CIFS: Add asynchronous write support through kernel AIO
authorPavel Shilovsky <pshilov@microsoft.com>
Tue, 25 Apr 2017 18:52:31 +0000 (11:52 -0700)
committerSteve French <smfrench@gmail.com>
Tue, 2 May 2017 19:57:34 +0000 (14:57 -0500)
This patch adds support to process write calls passed by io_submit()
asynchronously. It based on the previously introduced async context
that allows to process i/o responses in a separate thread and
return the caller immediately for asynchronous calls.

This improves writing performance of single threaded applications
with increasing of i/o queue depth size.

Signed-off-by: Pavel Shilovsky <pshilov@microsoft.com>
Signed-off-by: Steve French <smfrench@gmail.com>
fs/cifs/cifsglob.h
fs/cifs/file.c

index 9438c7cd8dc75d2fc89ee6332f680d6b0a18d367..5c0e11a166ff73b7e1ec7eae13d206c7906af6e2 100644 (file)

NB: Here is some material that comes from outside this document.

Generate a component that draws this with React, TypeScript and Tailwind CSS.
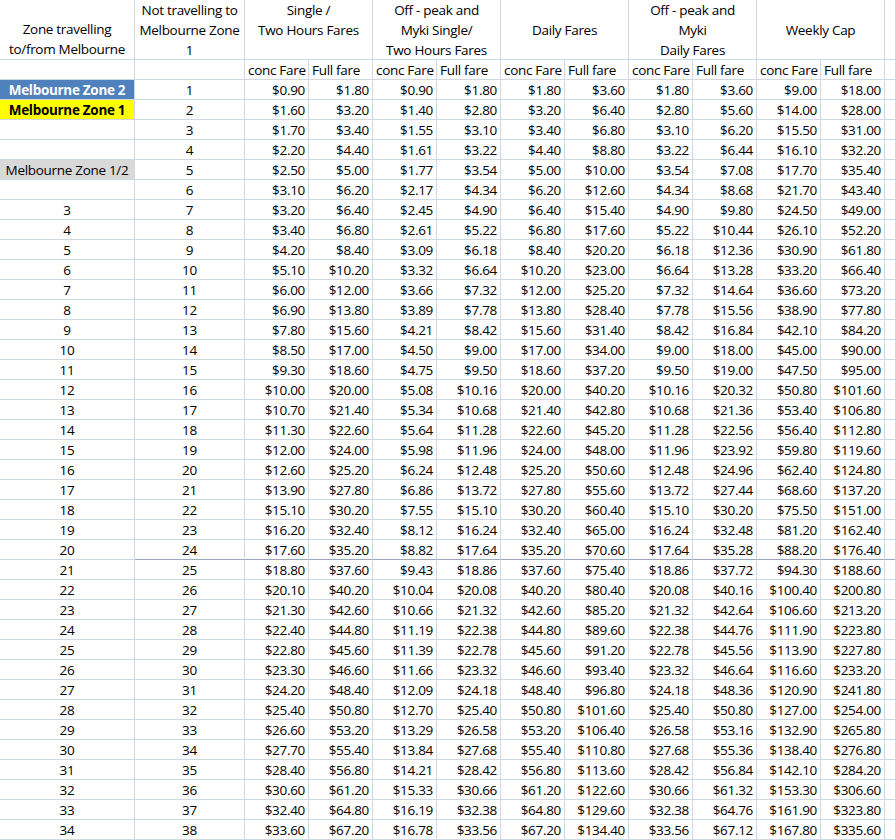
const rows: string[] = `1 0.90 1.80 0.90 1.80 1.80 3.60 1.80 3.60 9.00 18.00
2 1.60 3.20 1.40 2.80 3.20 6.40 2.80 5.60 14.00 28.00
3 1.70 3.40 1.55 3.10 3.40 6.80 3.10 6.20 15.50 31.00
4 2.20 4.40 1.61 3.22 4.40 8.80 3.22 6.44 16.10 32.20
5 2.50 5.00 1.77 3.54 5.00 10.00 3.54 7.08 17.70 35.40
6 3.10 6.20 2.17 4.34 6.20 12.60 4.34 8.68 21.70 43.40
7 3.20 6.40 2.45 4.90 6.40 15.40 4.90 9.80 24.50 49.00
8 3.40 6.80 2.61 5.22 6.80 17.60 5.22 10.44 26.10 52.20
9 4.20 8.40 3.09 6.18 8.40 20.20 6.18 12.36 30.90 61.80
10 5.10 10.20 3.32 6.64 10.20 23.00 6.64 13.28 33.20 66.40
11 6.00 12.00 3.66 7.32 12.00 25.20 7.32 14.64 36.60 73.20
12 6.90 13.80 3.89 7.78 13.80 28.40 7.78 15.56 38.90 77.80
13 7.80 15.60 4.21 8.42 15.60 31.40 8.42 16.84 42.10 84.20
14 8.50 17.00 4.50 9.00 17.00 34.00 9.00 18.00 45.00 90.00
15 9.30 18.60 4.75 9.50 18.60 37.20 9.50 19.00 47.50 95.00
16 10.00 20.00 5.08 10.16 20.00 40.20 10.16 20.32 50.80 101.60
17 10.70 21.40 5.34 10.68 21.40 42.80 10.68 21.36 53.40 106.80
18 11.30 22.60 5.64 11.28 22.60 45.20 11.28 22.56 56.40 112.80
19 12.00 24.00 5.98 11.96 24.00 48.00 11.96 23.92 59.80 119.60
20 12.60 25.20 6.24 12.48 25.20 50.60 12.48 24.96 62.40 124.80
21 13.90 27.80 6.86 13.72 27.80 55.60 13.72 27.44 68.60 137.20
22 15.10 30.20 7.55 15.10 30.20 60.40 15.10 30.20 75.50 151.00
23 16.20 32.40 8.12 16.24 32.40 65.00 16.24 32.48 81.20 162.40
24 17.60 35.20 8.82 17.64 35.20 70.60 17.64 35.28 88.20 176.40
25 18.80 37.60 9.43 18.86 37.60 75.40 18.86 37.72 94.30 188.60
26 20.10 40.20 10.04 20.08 40.20 80.40 20.08 40.16 100.40 200.80
27 21.30 42.60 10.66 21.32 42.60 85.20 21.32 42.64 106.60 213.20
28 22.40 44.80 11.19 22.38 44.80 89.60 22.38 44.76 111.90 223.80
29 22.80 45.60 11.39 22.78 45.60 91.20 22.78 45.56 113.90 227.80
30 23.30 46.60 11.66 23.32 46.60 93.40 23.32 46.64 116.60 233.20
31 24.20 48.40 12.09 24.18 48.40 96.80 24.18 48.36 120.90 241.80
32 25.40 50.80 12.70 25.40 50.80 101.60 25.40 50.80 127.00 254.00
33 26.60 53.20 13.29 26.58 53.20 106.40 26.58 53.16 132.90 265.80
34 27.70 55.40 13.84 27.68 55.40 110.80 27.68 55.36 138.40 276.80
35 28.40 56.80 14.21 28.42 56.80 113.60 28.42 56.84 142.10 284.20
36 30.60 61.20 15.33 30.66 61.20 122.60 30.66 61.32 153.30 306.60
37 32.40 64.80 16.19 32.38 64.80 129.60 32.38 64.76 161.90 323.80
38 33.60 67.20 16.78 33.56 67.20 134.40 33.56 67.12 167.80 335.60`.split("\n");

const cell = "border-r border-b border-[#d0d7e5] h-[20px] leading-[20px] px-[3px] whitespace-nowrap overflow-hidden";

function ZoneCell({ n }: { n: number }) {
  if (n === 1) return <div className={`${cell} bg-[#4f81bd] text-white font-bold text-center`}>Melbourne Zone 2</div>;
  if (n === 2) return <div className={`${cell} bg-[#ffff00] text-black font-bold text-center`}>Melbourne Zone 1</div>;
  if (n === 5) return <div className={`${cell} bg-[#d9d9d9] text-center`}>Melbourne Zone 1/2</div>;
  if (n < 7) return <div className={cell} />;
  return <div className={`${cell} text-center`}>{n - 4}</div>;
}

const groups = [
  ["Off - peak and", "Myki Single/", "Two Hours Fares"],
  ["", "Daily Fares", ""],
  ["Off - peak and", "Myki", "Daily Fares"],
  ["", "Weekly Cap", ""],
];

export default function App() {
  return (
    <div
      className="w-[895px] h-[840px] overflow-hidden bg-white text-[13.5px] text-black grid grid-cols-[135px_110px_repeat(10,64px)_10px]"
      style={{ fontFamily: '"Open Sans", "Liberation Sans", sans-serif', letterSpacing: "-0.3px" }}
    >
      <div className="border-r border-b border-[#d0d7e5] h-[60px] flex flex-col justify-end items-center leading-[20px]">
        <span>Zone travelling</span>
        <span>to/from Melbourne</span>
      </div>
      <div className="border-r border-b border-[#d0d7e5] h-[60px] flex flex-col items-center leading-[20px]">
        <span>Not travelling to</span>
        <span>Melbourne Zone</span>
        <span>1</span>
      </div>
      <div className="col-span-2 border-r border-b border-[#d0d7e5] h-[60px] flex flex-col items-center leading-[20px]">
        <span>Single /</span>
        <span>Two Hours Fares</span>
      </div>
      {groups.map((g, i) => (
        <div key={i} className="col-span-2 border-r border-b border-[#d0d7e5] h-[60px] flex flex-col items-center leading-[20px]">
          {g.map((t, j) => (
            <span key={j} className="h-[20px]">{t}</span>
          ))}
        </div>
      ))}
      <div className="border-b border-[#d0d7e5] h-[60px]" />

      <div className={cell} />
      <div className={cell} />
      {Array.from({ length: 10 }).map((_, i) => (
        <div key={i} className={cell}>{i % 2 === 0 ? "conc Fare" : "Full fare"}</div>
      ))}
      <div className="border-b border-[#d0d7e5] h-[20px]" />

      {rows.map((r) => {
        const v = r.split(" ");
        const n = Number(v[0]);
        const dark = n === 24 ? "!border-b-[#9ba7bd]" : "";
        return [
          <ZoneCell key={`z${n}`} n={n} />,
          <div key={`n${n}`} className={`${cell} text-center ${dark}`}>{n}</div>,
          ...v.slice(1).map((p, i) => (
            <div key={`${n}-${i}`} className={`${cell} text-right ${dark}`}>${p}</div>
          )),
          <div key={`e${n}`} className={`border-b border-[#d0d7e5] h-[20px] ${dark}`} />,
        ];
      })}
    </div>
  );
}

@@ -1124,6 +1124,7 @@ struct cifs_aio_ctx {
        struct kiocb            *iocb;
        struct cifsFileInfo     *cfile;
        struct bio_vec          *bv;
+       loff_t                  pos;
        unsigned int            npages;
        ssize_t                 rc;
        unsigned int            len;
@@ -1171,6 +1172,7 @@ struct cifs_writedata {
        enum writeback_sync_modes       sync_mode;
        struct work_struct              work;
        struct cifsFileInfo             *cfile;
+       struct cifs_aio_ctx             *ctx;
        __u64                           offset;
        pid_t                           pid;
        unsigned int                    bytes;
index 9564e2cb4a062a3da8b0ddbd80e65442210f5cee..6ef78ad838e6e3e8b4cf24e72de24fcba8e4313c 100644 (file)
@@ -2458,11 +2458,14 @@ cifs_uncached_writedata_release(struct kref *refcount)

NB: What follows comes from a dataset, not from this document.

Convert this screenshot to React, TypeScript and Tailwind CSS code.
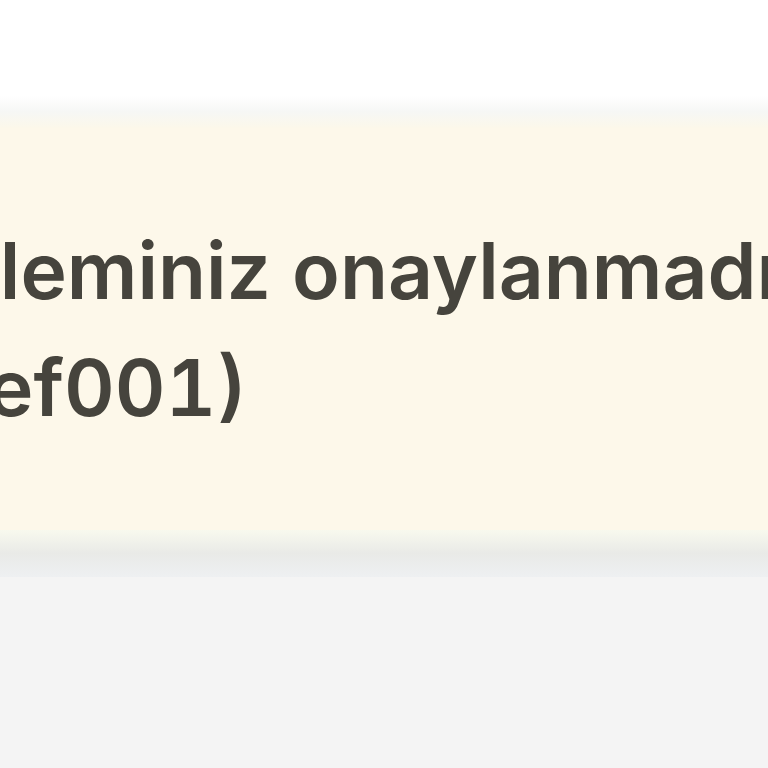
import React from "react";

export default function App() {
  return (
    <div className="w-[768px] h-[768px] overflow-hidden bg-[#f4f4f4] flex flex-col" style={{ fontFamily: "Inter, 'Noto Sans', sans-serif" }}>
      <div className="h-[96px] bg-white shrink-0" />
      <div className="h-[32px] shrink-0 bg-gradient-to-b from-white via-[#f6f7f5] to-[#fcf8ea]" />
      <div className="h-[402px] shrink-0 bg-[#fdf8ea] overflow-hidden">
        <div className="mt-[84px] w-[1200px] text-[78.5px] leading-[117px] font-semibold text-[#46443d] tabular-nums blur-[0.4px]">
          <p className="ml-[-65px]">İşleminiz onaylanmadı</p>
          <p className="ml-[-73px]">(ref001)</p>
        </div>
      </div>
      <div className="h-[47px] shrink-0 bg-gradient-to-b from-[#f8f9ee] via-[#e9eae7] to-[#eef0f2]" />
      <div className="flex-1 bg-[#f4f4f4]" />
    </div>
  );
}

        struct cifs_writedata *wdata = container_of(refcount,
                                        struct cifs_writedata, refcount);
 
+       kref_put(&wdata->ctx->refcount, cifs_aio_ctx_release);
        for (i = 0; i < wdata->nr_pages; i++)
                put_page(wdata->pages[i]);
        cifs_writedata_release(refcount);
 }
 
+static void collect_uncached_write_data(struct cifs_aio_ctx *ctx);
+
 static void
 cifs_uncached_writev_complete(struct work_struct *work)
 {
@@ -2478,7 +2481,8 @@ cifs_uncached_writev_complete(struct work_struct *work)
        spin_unlock(&inode->i_lock);
 
        complete(&wdata->done);
-
+       collect_uncached_write_data(wdata->ctx);
+       /* the below call can possibly free the last ref to aio ctx */
        kref_put(&wdata->refcount, cifs_uncached_writedata_release);
 }
 
@@ -2527,7 +2531,8 @@ wdata_fill_from_iovec(struct cifs_writedata *wdata, struct iov_iter *from,
 static int
 cifs_write_from_iter(loff_t offset, size_t len, struct iov_iter *from,
                     struct cifsFileInfo *open_file,
-                    struct cifs_sb_info *cifs_sb, struct list_head *wdata_list)
+                    struct cifs_sb_info *cifs_sb, struct list_head *wdata_list,
+                    struct cifs_aio_ctx *ctx)
 {
        int rc = 0;
        size_t cur_len;
@@ -2595,6 +2600,8 @@ cifs_write_from_iter(loff_t offset, size_t len, struct iov_iter *from,
                wdata->pagesz = PAGE_SIZE;
                wdata->tailsz = cur_len - ((nr_pages - 1) * PAGE_SIZE);
                wdata->credits = credits;
+               wdata->ctx = ctx;
+               kref_get(&ctx->refcount);
 
                if (!wdata->cfile->invalidHandle ||
                    !(rc = cifs_reopen_file(wdata->cfile, false)))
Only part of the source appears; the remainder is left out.